Directions
In the listing that follows, retype every line from the first through the one containing "import React from". Pictures are to be left out.

Information provided
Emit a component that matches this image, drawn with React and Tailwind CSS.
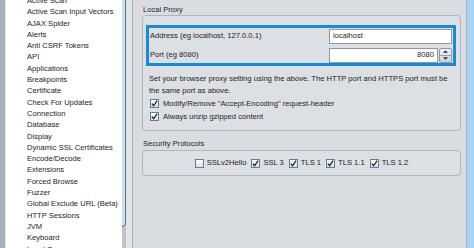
import React from "react";

const items = [
  "Active Scan",
  "Active Scan Input Vectors",
  "AJAX Spider",
  "Alerts",
  "Anti CSRF Tokens",
  "API",
  "Applications",
  "Breakpoints",
  "Certificate",
  "Check For Updates",
  "Connection",
  "Database",
  "Display",
  "Dynamic SSL Certificates",
  "Encode/Decode",
  "Extensions",
  "Forced Browse",
  "Fuzzer",
  "Global Exclude URL (Beta)",
  "HTTP Sessions",
  "JVM",
  "Keyboard",
  "Local Servers",
];

function Check({ on }) {
  return (
    <span className="w-[9px] h-[9px] border border-[#6f7b89] bg-linear-to-b from-[#ffffff] to-[#d9e0e8] flex items-center justify-center shrink-0">
      {on && (
        <svg viewBox="0 0 8 8" className="w-[7px] h-[7px]">
          <path d="M1 4.2 L3 6.6 L7 0.8" stroke="#10244a" strokeWidth="1.5" fill="none" />
        </svg>
      )}
    </span>
  );
}

function Spinner() {
  return (
    <div className="w-[13px] h-[15px] ml-[1px] border border-[#8e98a4] rounded-[2px] flex flex-col bg-linear-to-b from-[#f4f6f8] to-[#c9d0d8]">
      <div className="flex-1 flex items-center justify-center border-b border-[#9aa3ad]">
        <svg viewBox="0 0 6 3" className="w-[5px] h-[3px]"><path d="M0 3 L3 0 L6 3Z" fill="#2a3440" /></svg>
      </div>
      <div className="flex-1 flex items-center justify-center">
        <svg viewBox="0 0 6 3" className="w-[5px] h-[3px]"><path d="M0 0 L3 3 L6 0Z" fill="#2a3440" /></svg>
      </div>
    </div>
  );
}

export default function App() {
  return (
    <div className="w-[474px] h-[248px] overflow-hidden flex bg-[#d9dce1] text-[#1e1e1e] text-[7.6px] font-['Liberation_Sans',Arial,sans-serif]">
      {/* tree */}
      <div className="w-[6px] bg-[#a7b1bb] border-r border-[#e8ebee]" />
      <div className="w-[116px] bg-white overflow-hidden">
        <ul className="-mt-[5px] pl-[21px]">
          {items.map((t) => (
            <li key={t} className="leading-[11.3px] whitespace-nowrap">{t}</li>
          ))}
        </ul>
      </div>
      <div className="w-[4px] flex flex-col">
        <div className="h-[227px] bg-[#cfe1f0] border-r border-b border-[#5f7284] rounded-br-[4px]" />
        <div className="flex-1 bg-[#bfc4ca]" />
      </div>
      <div className="w-[7px] bg-[#e0e3e7] border-r border-[#a6acb3]" />

      {/* options panel */}
      <div className="flex-1 flex flex-col pl-[9px] pr-[4px] pt-[4px]">
        <div className="leading-[11px] pl-[1px]">Local Proxy</div>
        <div className="border border-[#b1b6bc] rounded-[4px] bg-[#dcdfe3] pt-[9px] pl-[3px] pr-[4px] pb-[9px]">
          <div className="border-[3px] border-[#1a8ad3] flex flex-col gap-[3px] pr-[1px]">
            <div className="h-[16px] flex items-center">
              <span className="w-[180px] pl-[1px]">Address (eg localhost, 127.0.0.1)</span>
              <div className="flex-1 h-[15px] bg-white border border-[#8e98a4] flex items-center px-[3px]">localhost</div>
            </div>
            <div className="h-[16px] flex items-center">
              <span className="w-[180px] pl-[1px]">Port (eg 8080)</span>
              <div className="flex-1 h-[15px] bg-white border border-[#8e98a4] flex items-center justify-end px-[3px]">8080</div>
              <Spinner />
            </div>
          </div>
          <p className="pl-[3px] mt-[7px] leading-[12px]">
            Set your browser proxy setting using the above. The HTTP port and HTTPS port must be
            <br />
            the same port as above.
          </p>
          <div className="flex flex-col gap-[4px] mt-[2px] pl-[4px]">
            <label className="flex items-center gap-[4px] leading-[9px]">
              <Check on /> Modify/Remove "Accept-Encoding" request-header
            </label>
            <label className="flex items-center gap-[4px] leading-[9px]">
              <Check on /> Always unzip gzipped content
            </label>
          </div>
        </div>

        <div className="leading-[11px] pl-[1px] mt-[7px]">Security Protocols</div>
        <div className="mt-[1px] border border-[#b1b6bc] rounded-[4px] bg-[#dcdfe3] h-[26px] flex items-center justify-center gap-[3px]">
          <Check /> <span className="mr-[2px]">SSLv2Hello</span>
          <Check on /> <span className="mr-[2px]">SSL 3</span>
          <Check on /> <span className="mr-[2px]">TLS 1</span>
          <Check on /> <span className="mr-[2px]">TLS 1.1</span>
          <Check on /> <span>TLS 1.2</span>
        </div>
      </div>

      {/* window edge */}
      <div className="w-[2px] bg-[#d9dce1] border-r border-[#a9afb6]" />
      <div className="w-[7px] bg-[#a9d3f3]" />
    </div>
  );
}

Complete answer
Emit a component that matches this image, drawn with React and Tailwind CSS.
import React from "react";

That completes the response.